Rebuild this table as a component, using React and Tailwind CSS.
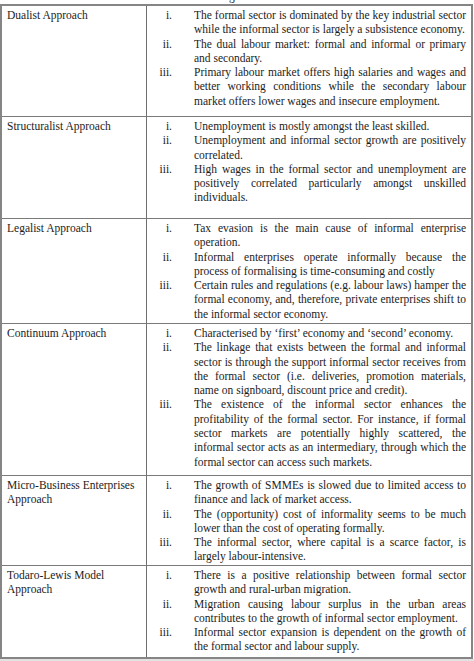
import React from "react";

const rows = [
  {
    title: ["Dualist Approach"],
    h: "h-[111px]",
    items: [
      ["The formal sector is dominated by the key industrial sector", "while the informal sector is largely a subsistence economy."],
      ["The dual labour market: formal and informal or primary", "and secondary."],
      ["Primary labour market offers high salaries and wages and", "better working conditions while the secondary labour", "market offers lower wages and insecure employment."],
    ],
  },
  {
    title: ["Structuralist Approach"],
    h: "h-[102px]",
    items: [
      ["Unemployment is mostly amongst the least skilled."],
      ["Unemployment and informal sector growth are positively", "correlated."],
      ["High wages in the formal sector and unemployment are", "positively correlated particularly amongst unskilled", "individuals."],
    ],
  },
  {
    title: ["Legalist Approach"],
    h: "h-[105px]",
    items: [
      ["Tax evasion is the main cause of informal enterprise", "operation."],
      ["Informal enterprises operate informally because the", "process of formalising is time-consuming and costly"],
      ["Certain rules and regulations (e.g. labour laws) hamper the", "formal economy, and, therefore, private enterprises shift to", "the informal sector economy."],
    ],
  },
  {
    title: ["Continuum Approach"],
    h: "h-[152px]",
    items: [
      ["Characterised by \u2018first\u2019 economy and \u2018second\u2019 economy."],
      ["The linkage that exists between the formal and informal", "sector is through the support informal sector receives from", "the formal sector (i.e. deliveries, promotion materials,", "name on signboard, discount price and credit)."],
      ["The existence of the informal sector enhances the", "profitability of the formal sector. For instance, if formal", "sector markets are potentially highly scattered, the", "informal sector acts as an intermediary, through which the", "formal sector can access such markets."],
    ],
  },
  {
    title: ["Micro-Business Enterprises", "Approach"],
    h: "h-[90px]",
    items: [
      ["The growth of SMMEs is slowed due to limited access to", "finance and lack of market access."],
      ["The (opportunity) cost of informality seems to be much", "lower than the cost of operating formally."],
      ["The informal sector, where capital is a scarce factor, is", "largely labour-intensive."],
    ],
  },
  {
    title: ["Todaro-Lewis Model", "Approach"],
    h: "h-[91px]",
    items: [
      ["There is a positive relationship between formal sector", "growth and rural-urban migration."],
      ["Migration causing labour surplus in the urban areas", "contributes to the growth of informal sector employment."],
      ["Informal sector expansion is dependent on the growth of", "the formal sector and labour supply."],
    ],
  },
];

const numerals = ["i.", "ii.", "iii."];

export default function App() {
  return (
    <div
      className="w-[474px] h-[661px] bg-white text-[#1c1c1c] overflow-hidden"
      style={{ fontFamily: '"Liberation Serif", "Times New Roman", serif' }}
    >
      <div className="h-[4px] overflow-hidden flex">
        <div className="w-[147px]" />
        <div className="pl-[82px] text-[11.5px] leading-none -mt-[9px]">g</div>
      </div>
      <div className="w-[473px] border-2 border-[#858585] border-b-2">
        {rows.map((r, ri) => (
          <div
            key={ri}
            className={`flex ${r.h} ${ri < rows.length - 1 ? "border-b border-[#7a7a7a]" : ""}`}
          >
            <div className="w-[145px] shrink-0 border-r border-[#6e6e6e] pl-[5px] pt-[2px] text-[11.5px] leading-[14.3px]">
              {r.title.map((t, i) => (
                <div key={i}>{t}</div>
              ))}
            </div>
            <div className="flex-1 pt-[2px] text-[11.5px] leading-[14.3px]">
              {r.items.map((lines, ii) => (
                <div key={ii} className="flex">
                  <div className="w-[25px] text-right shrink-0">{numerals[ii]}</div>
                  <div className="ml-[22px] w-[272px]">
                    {lines.map((l, li) => (
                      <div
                        key={li}
                        className={
                          li < lines.length - 1
                            ? "text-justify [text-align-last:justify] whitespace-nowrap"
                            : "whitespace-nowrap"
                        }
                      >
                        {l}
                      </div>
                    ))}
                  </div>
                </div>
              ))}
            </div>
          </div>
        ))}
      </div>
      <div className="h-[3px] bg-[#e2e2e2]" />
    </div>
  );
}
___
> **Exercise objective**:
With all pictures left out, please transcribe exactly the lines from the start of the material through the line with "import React from".

> **Task answer**:
Rebuild this table as a component, using React and Tailwind CSS.
import React from "react";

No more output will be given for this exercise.